Бабы за веялкой склонили друг к другу головы:
— Слышали, будем сортировать сами для себя.
— Председатель распорядился.
— А как же, бабоньки, нынче чтоб и на выдачу зернцо было чистое.
Ерофей, краснея, выбежал из-под навеса к Игнату Николаевичу, заговорил с ним запальчиво. Сбивчиво глотал слова и оттого еще больше сердился. Игнат Николаевич часто-часто заморгал глазами, слушал, оторопев: для него непонятен был гнев председателя. Оставив его, Ерофей убежал на другой конец тока — председателев шумоватый басок загремел и оттуда. Никто этому не удивился: знали, что Ерофей не привык спускать никому. Бабы встали у веялок, отдых кончился. А Ерофей приступал уже к приехавшим на ток представителям «Сельхозтехники»: почему до сих пор не отремонтированы комбайны? Подымал голос — брови сдвинуты, в щеках дрожь, внутри же, ничем не заглушаемый, не давал покоя паливший его огонек.

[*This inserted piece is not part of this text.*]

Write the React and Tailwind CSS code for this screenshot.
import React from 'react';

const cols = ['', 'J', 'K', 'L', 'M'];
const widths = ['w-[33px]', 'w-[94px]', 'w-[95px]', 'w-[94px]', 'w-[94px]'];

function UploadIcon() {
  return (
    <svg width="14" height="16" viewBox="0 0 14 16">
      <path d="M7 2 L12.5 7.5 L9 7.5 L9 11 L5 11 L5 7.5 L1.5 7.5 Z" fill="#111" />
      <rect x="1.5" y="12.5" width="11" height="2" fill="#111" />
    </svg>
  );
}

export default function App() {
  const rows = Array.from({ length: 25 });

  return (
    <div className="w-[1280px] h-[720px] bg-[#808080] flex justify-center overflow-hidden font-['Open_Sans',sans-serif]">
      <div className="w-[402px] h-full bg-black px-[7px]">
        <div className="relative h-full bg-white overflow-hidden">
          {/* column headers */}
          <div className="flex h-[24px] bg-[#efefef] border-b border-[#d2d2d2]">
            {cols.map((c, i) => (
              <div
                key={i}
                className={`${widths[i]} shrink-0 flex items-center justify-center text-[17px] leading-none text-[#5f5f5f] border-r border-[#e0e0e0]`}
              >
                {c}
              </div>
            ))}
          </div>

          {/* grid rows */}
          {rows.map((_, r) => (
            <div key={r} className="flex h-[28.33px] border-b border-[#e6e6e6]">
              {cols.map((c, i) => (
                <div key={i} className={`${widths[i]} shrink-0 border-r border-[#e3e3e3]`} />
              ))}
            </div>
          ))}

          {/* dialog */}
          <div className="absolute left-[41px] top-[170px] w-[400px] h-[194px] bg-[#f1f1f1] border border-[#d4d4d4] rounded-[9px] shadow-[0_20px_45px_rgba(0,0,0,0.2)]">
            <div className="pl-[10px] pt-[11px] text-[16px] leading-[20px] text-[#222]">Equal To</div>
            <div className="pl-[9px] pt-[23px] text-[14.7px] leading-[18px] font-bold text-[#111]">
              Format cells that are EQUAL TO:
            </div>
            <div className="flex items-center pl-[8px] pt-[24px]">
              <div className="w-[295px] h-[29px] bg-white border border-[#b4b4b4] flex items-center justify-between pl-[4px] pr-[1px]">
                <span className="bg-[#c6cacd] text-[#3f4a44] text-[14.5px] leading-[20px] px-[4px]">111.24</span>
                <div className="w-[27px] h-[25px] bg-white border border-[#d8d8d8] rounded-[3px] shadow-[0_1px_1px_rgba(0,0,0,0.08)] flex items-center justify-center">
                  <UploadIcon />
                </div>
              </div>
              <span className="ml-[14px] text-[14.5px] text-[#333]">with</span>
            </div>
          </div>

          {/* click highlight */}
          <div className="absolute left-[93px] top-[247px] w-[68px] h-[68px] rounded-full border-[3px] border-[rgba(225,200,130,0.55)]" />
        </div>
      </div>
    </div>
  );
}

Гроза пришла ночью, неожиданно. Ерофей носился по току с перекошенным лицом. Перекрикивая ветер и гул дождя, командовал:
— Брезенты тащи! Накрывайте быстрее…
Придерживая фуражку, кидался в самую гущу мокрых тел, руки скользили по брезенту, ноги оступались в грязи. От Ключей по мокрой траве, по размытым дорогам с ведрами и мешками бежали мужики и бабы. Ерофей встречал бегущих, хватал за руки, за ведра:
— Бабочки, лапочки, товарочки мои быстроногие… Спасайте кто чем может. Ведрами — под навес, на сухое место. Пропадет хлеб…

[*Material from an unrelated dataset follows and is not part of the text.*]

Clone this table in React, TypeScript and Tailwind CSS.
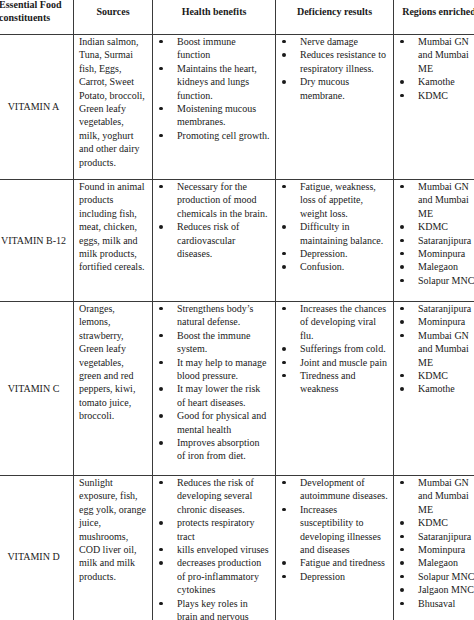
import React from 'react';

type Row = {
    name: string;
    height: string;
    sources: string[];
    health: string[][];
    deficiency: string[][];
    regions: string[][];
};

const mumbai = ['Mumbai GN', 'and Mumbai', 'ME'];

const rows: Row[] = [
    {
        name: 'VITAMIN A',
        height: 'h-[145px]',
        sources: ['Indian salmon,', 'Tuna, Surmai', 'fish, Eggs,', 'Carrot, Sweet', 'Potato, broccoli,', 'Green leafy', 'vegetables,', 'milk, yoghurt', 'and other dairy', 'products.'],
        health: [['Boost immune', 'function'], ['Maintains the heart,', 'kidneys and lungs', 'function.'], ['Moistening mucous', 'membranes.'], ['Promoting cell growth.']],
        deficiency: [['Nerve damage'], ['Reduces resistance to', 'respiratory illness.'], ['Dry mucous', 'membrane.']],
        regions: [mumbai, ['Kamothe'], ['KDMC']],
    },
    {
        name: 'VITAMIN B-12',
        height: 'h-[122px]',
        sources: ['Found in animal', 'products', 'including fish,', 'meat, chicken,', 'eggs, milk and', 'milk products,', 'fortified cereals.'],
        health: [['Necessary for the', 'production of mood', 'chemicals in the brain.'], ['Reduces risk of', 'cardiovascular', 'diseases.']],
        deficiency: [['Fatigue, weakness,', 'loss of appetite,', 'weight loss.'], ['Difficulty in', 'maintaining balance.'], ['Depression.'], ['Confusion.']],
        regions: [mumbai, ['KDMC'], ['Sataranjipura'], ['Mominpura'], ['Malegaon'], ['Solapur MNC']],
    },
    {
        name: 'VITAMIN C',
        height: 'h-[174px]',
        sources: ['Oranges,', 'lemons,', 'strawberry,', 'Green leafy', 'vegetables,', 'green and red', 'peppers, kiwi,', 'tomato juice,', 'broccoli.'],
        health: [['Strengthens body\u2019s', 'natural defense.'], ['Boost the immune', 'system.'], ['It may help to manage', 'blood pressure.'], ['It may lower the risk', 'of heart diseases.'], ['Good for physical and', 'mental health'], ['Improves absorption', 'of iron from diet.']],
        deficiency: [['Increases the chances', 'of developing viral', 'flu.'], ['Sufferings from cold.'], ['Joint and muscle pain'], ['Tiredness and', 'weakness']],
        regions: [['Sataranjipura'], ['Mominpura'], mumbai, ['KDMC'], ['Kamothe']],
    },
    {
        name: 'VITAMIN D',
        height: 'h-[162px]',
        sources: ['Sunlight', 'exposure, fish,', 'egg yolk, orange', 'juice,', 'mushrooms,', 'COD liver oil,', 'milk and milk', 'products.'],
        health: [['Reduces the risk of', 'developing several', 'chronic diseases.'], ['protects respiratory', 'tract'], ['kills enveloped viruses'], ['decreases production', 'of pro-inflammatory', 'cytokines'], ['Plays key roles in', 'brain and nervous', 'system.']],
        deficiency: [['Development of', 'autoimmune diseases.'], ['Increases', 'susceptibility to', 'developing illnesses', 'and diseases'], ['Fatigue and tiredness'], ['Depression']],
        regions: [mumbai, ['KDMC'], ['Sataranjipura'], ['Mominpura'], ['Malegaon'], ['Solapur MNC'], ['Jalgaon MNC'], ['Bhusaval']],
    },
];

const cell = 'border-r border-b border-[#3a3a3a]';

const Lines: React.FC<{ lines: string[] }> = ({ lines }) => (
    <div>
        {lines.map((l, i) => (
            <div key={i} className="whitespace-nowrap">{l}</div>
        ))}
    </div>
);

// bullet dot sits on the first line of each item
const Bullets: React.FC<{ items: string[][] }> = ({ items }) => (
    <div className="flex flex-col">
        {items.map((item, i) => (
            <div key={i} className="flex">
                <span className="w-[19px] shrink-0 h-[13.4px] flex items-center pl-[1px]">
                    <span className="w-[3.5px] h-[3.5px] rounded-full bg-[#1a1a1a]" />
                </span>
                <Lines lines={item} />
            </div>
        ))}
    </div>
);

export default function App() {
    return (
        <div className="w-[474px] h-[620px] overflow-hidden bg-white">
            <div
                className="-mt-[12px] -ml-[7px] grid grid-cols-[80px_79px_123px_118px_91px] text-[10px] leading-[13.4px] text-[#1a1a1a] border-l border-t border-[#3a3a3a]"
                style={{ fontFamily: '"Liberation Serif", "Times New Roman", serif' }}
            >
                {/* header */}
                <div className={`${cell} h-[46px] flex flex-col justify-center pl-[5px] font-bold leading-[12.7px]`}>
                    <div className="whitespace-nowrap">Essential Food</div>
                    <div className="whitespace-nowrap">constituents</div>
                </div>
                {['Sources', 'Health benefits', 'Deficiency results', 'Regions enriched'].map((h) => (
                    <div key={h} className={`${cell} h-[46px] flex items-center justify-center font-bold whitespace-nowrap`}>
                        {h}
                    </div>
                ))}

                {rows.map((r) => (
                    <React.Fragment key={r.name}>
                        <div className={`${cell} ${r.height} flex items-center justify-center whitespace-nowrap`}>{r.name}</div>
                        <div className={`${cell} ${r.height} pl-[5px]`}>
                            <Lines lines={r.sources} />
                        </div>
                        <div className={`${cell} ${r.height} pl-[5px]`}>
                            <Bullets items={r.health} />
                        </div>
                        <div className={`${cell} ${r.height} pl-[5px]`}>
                            <Bullets items={r.deficiency} />
                        </div>
                        <div className={`${cell} ${r.height} pl-[5px]`}>
                            <Bullets items={r.regions} />
                        </div>
                    </React.Fragment>
                ))}
            </div>
        </div>
    );
}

Дождь хлестал по ворохам, по ведрам. Вдоль размытых дорог вода несла травяные остатки, мусор, зерно. Над ближайшим бугром, над током ослепительно разрывалось небо. Бабы прикрывали руками глаза, оглушенные, приседали от грохота, по лицам текла вода, волосы мокрыми прядками выбивались из-под платков.

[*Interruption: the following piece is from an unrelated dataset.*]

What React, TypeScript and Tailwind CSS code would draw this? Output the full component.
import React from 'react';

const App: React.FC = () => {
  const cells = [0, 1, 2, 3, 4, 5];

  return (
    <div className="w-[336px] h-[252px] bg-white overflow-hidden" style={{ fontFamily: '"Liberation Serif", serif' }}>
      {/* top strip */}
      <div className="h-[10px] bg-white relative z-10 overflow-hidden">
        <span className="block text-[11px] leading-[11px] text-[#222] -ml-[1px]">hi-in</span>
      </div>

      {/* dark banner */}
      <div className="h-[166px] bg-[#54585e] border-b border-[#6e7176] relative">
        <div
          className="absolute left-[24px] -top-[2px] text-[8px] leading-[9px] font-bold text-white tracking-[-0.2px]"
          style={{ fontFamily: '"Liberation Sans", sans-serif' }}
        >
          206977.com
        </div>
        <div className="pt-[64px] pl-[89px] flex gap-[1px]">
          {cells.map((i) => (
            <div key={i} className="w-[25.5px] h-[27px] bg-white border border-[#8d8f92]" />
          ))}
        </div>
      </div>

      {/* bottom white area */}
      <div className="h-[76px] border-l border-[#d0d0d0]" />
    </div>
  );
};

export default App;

Ерофей только под утро, усталый и продрогший, пошел домой. Сапоги в грязи, пиджак мокрый, кожа на руках разбухла от воды. В самый разгар грозы, когда хлестало неимоверно, схватил полупудовую плицу, кидал из ближнего вороха хлеб под навес, в горячности, не рассчитав броска, хватил рукой по стояку, в беспамятстве не почувствовал боли; сейчас рука ныла. Земля мягко разъезжалась под ногами.